For much of that time, Bale focused on smaller, offbeat movies.

In "American Psycho," Bale was a remorseless yuppie serial killer. In "The Machinist," he was a gaunt scarecrow suffering through a yearlong bout of insomnia.

Even his higher-profile films — the musical "Newsies," the World War II dance tale "Swing Kids," the period dramas "Little Women" and "The Portrait of a Lady" — indicate that Bale's tastes run somewhere south of mainstream.

Born in Wales, Bale spent his early childhood globe-hopping with his family, living in California and Portugal for a time. He began his career in commercials, TV and stage roles in England before Spielberg cast him as a pampered British boy struggling to survive the Japanese occupation in China in "Empire of the Sun."

Though he worked regularly, following up with roles in Kenneth Branagh's "Henry V" and the lead in a TV version of "Treasure Island," Bale was not the typical child star.

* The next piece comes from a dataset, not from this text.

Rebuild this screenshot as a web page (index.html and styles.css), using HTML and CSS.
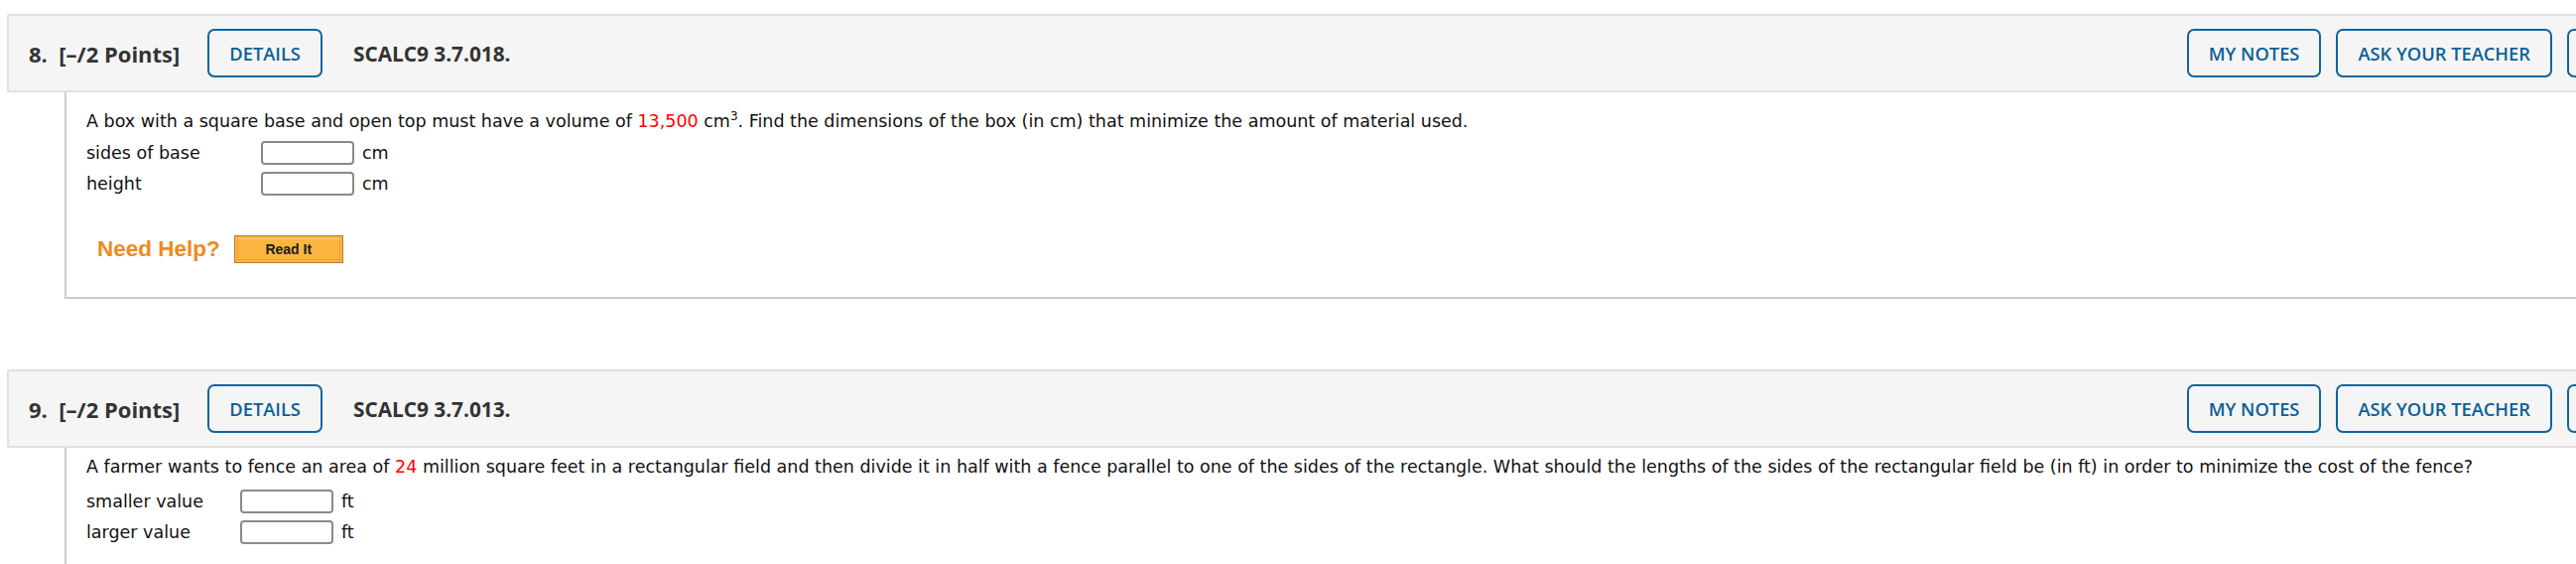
FILE: index.html
```html
<!DOCTYPE html>
<html>
<head>
<meta charset="utf-8">
<link rel="stylesheet" href="styles.css">
</head>
<body>
<div class="question q8">
  <div class="qhead">
    <span class="qnum">8.&nbsp;&nbsp;[–/2 Points]</span>
    <span class="btn details">DETAILS</span>
    <span class="qcode">SCALC9 3.7.018.</span>
    <div class="actions">
      <span class="btn">MY NOTES</span>
      <span class="btn">ASK YOUR TEACHER</span>
      <span class="btn more">PRACTICE ANOTHER</span>
    </div>
  </div>
  <div class="qbody">
    <p class="prompt">A box with a square base and open top must have a volume of <span class="red">13,500</span> cm<sup>3</sup>. Find the dimensions of the box (in cm) that minimize the amount of material used.</p>
    <div class="answers wide">
      <span class="label">sides of base</span><span class="field"></span><span class="unit">cm</span>
      <span class="label">height</span><span class="field"></span><span class="unit">cm</span>
    </div>
    <div class="help">
      <span class="need">Need Help?</span>
      <span class="readit"><span class="readit-inner">Read It</span></span>
    </div>
  </div>
</div>

<div class="question q9">
  <div class="qhead">
    <span class="qnum">9.&nbsp;&nbsp;[–/2 Points]</span>
    <span class="btn details">DETAILS</span>
    <span class="qcode">SCALC9 3.7.013.</span>
    <div class="actions">
      <span class="btn">MY NOTES</span>
      <span class="btn">ASK YOUR TEACHER</span>
      <span class="btn more">PRACTICE ANOTHER</span>
    </div>
  </div>
  <div class="qbody open">
    <p class="prompt">A farmer wants to fence an area of <span class="red">24</span> million square feet in a rectangular field and then divide it in half with a fence parallel to one of the sides of the rectangle. What should the lengths of the sides of the rectangular field be (in ft) in order to minimize the cost of the fence?</p>
    <div class="answers narrow">
      <span class="label">smaller value</span><span class="field"></span><span class="unit">ft</span>
      <span class="label">larger value</span><span class="field"></span><span class="unit">ft</span>
    </div>
  </div>
</div>
</body>
</html>
```

FILE: styles.css
```css
html, body {
  margin: 0;
  padding: 0;
  overflow: hidden;
  background: #ffffff;
}

body {
  font-family: "DejaVu Sans", Verdana, sans-serif;
  font-size: 17.5px;
  color: #111;
}

.question {
  width: 2817px;
  margin-left: 7px;
}

.q8 {
  margin-top: 14px;
}

.q9 {
  margin-top: 71px;
}

.qhead {
  display: flex;
  align-items: center;
  height: 75px;
  padding: 0 15px 0 20px;
  background: #f5f5f5;
  border: 2px solid #e0e0e0;
  border-radius: 2px;
  font-family: "Open Sans", sans-serif;
  color: #333;
}

.qnum {
  font-size: 22px;
  font-weight: 700;
  white-space: pre;
}

.qcode {
  font-size: 20.8px;
  font-weight: 700;
  margin-left: 31px;
}

.btn {
  display: inline-flex;
  align-items: center;
  justify-content: center;
  box-sizing: border-box;
  height: 49px;
  padding: 0 20px;
  border: 2px solid #0f659f;
  border-radius: 7px;
  color: #0c6097;
  font-size: 18.3px;
  font-weight: 600;
  white-space: nowrap;
}

.btn.more {
  width: 220px;
  justify-content: flex-start;
  overflow: hidden;
}

.details {
  margin-left: 28px;
}

.actions {
  display: flex;
  gap: 15px;
  margin-left: auto;
}

.qbody {
  margin-left: 58px;
  border-left: 2px solid #cccccc;
  border-bottom: 2px solid #cccccc;
  padding: 17px 0 34px 20px;
}

.qbody .prompt {
  margin-bottom: 8px;
}

.qbody.open {
  border-bottom: none;
  padding-top: 7px;
  padding-bottom: 40px;
}

.qbody.open .prompt {
  margin-bottom: 11px;
}

.prompt {
  margin: 0;
  line-height: 24px;
}

.red {
  color: #f00;
}

sup {
  font-size: 12px;
  line-height: 0;
}

.answers {
  display: grid;
  align-items: center;
  row-gap: 7px;
}

.answers.wide {
  grid-template-columns: 176px 94px auto;
}

.answers.narrow {
  grid-template-columns: 155px 94px auto;
}

.field {
  display: block;
  box-sizing: border-box;
  width: 94px;
  height: 24px;
  border: 2px solid #8a8a8a;
  border-radius: 4px;
  background: #fff;
}

.unit {
  margin-left: 8px;
}

.help {
  display: flex;
  align-items: center;
  margin-top: 40px;
  margin-left: 11px;
}

.need {
  font-family: "Liberation Sans", Arial, sans-serif;
  font-weight: 700;
  font-size: 22.5px;
  color: #ef8a1c;
}

.readit {
  display: inline-block;
  margin-left: 14px;
  width: 110px;
  height: 28px;
  box-sizing: border-box;
  border: 1px solid #b9782f;
  background: #fbb642;
  padding: 2px;
}

.readit-inner {
  display: flex;
  align-items: center;
  justify-content: center;
  box-sizing: border-box;
  height: 100%;
  border: 1px solid #f79a26;
  border-top-color: #fdd07f;
  font-family: "Liberation Sans", Arial, sans-serif;
  font-weight: 700;
  font-size: 14px;
  color: #1a1a1a;
}
```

"I hated the publicity I got from 'Empire of the Sun.' So I ran from it and I said, 'I like the acting, but I really don't want anything to do with the rest of

it,' " Bale said. "To most people's eyes, I disappeared, but I pretty much worked once a year, even if it was on just a small role, because I did enjoy that."

He made a seamless transition to adult roles. "I was fortunate enough that I started off playing character roles. 'Empire of the Sun' is not your typical high school comedy. So I started off with nice adult roles," Bale said.

"Batman Begins" presents the early days of the DC Comics hero, offering a darker vision than the film series that began with Tim Burton's 1989 "Batman." Burton's two "Batman" movies and two other sequels restored much of the comic books' brooding tone to a character best known to many people as a comic figure from the 1960s TV show.

The new Batman film has billionaire Bruce Wayne torn between justice and vigilante vengeance years after witnessing his parents' murders. Bruce travels the globe to delve into the criminal mind and eventually finds a mentor (Liam Neeson) who hones the young man for the task of fighting corruption.

Bruce returns to his native Gotham City, a cesspool of crime, where he becomes the phantomlike Batman, aided by his surrogate father, butler Alfred (Michael Caine), a childhood friend (Katie Holmes) now in the district attorney's office, a gadgetry whiz (Morgan Freeman), and a virtuous cop (Gary Oldman).

Aiming for gritty realism, the filmmakers needed an actor who could capture the fanaticism that would drive a man to cloak himself in a batsuit.

"What Christian has, he has this extreme level of self-discipline, of dedication and intensity, and you can see it in his eyes," director Christopher Nolan said. "It allows the audience to accept that this guy can transform himself into a superhero, which is a pretty extreme thing to ask an actor to convey."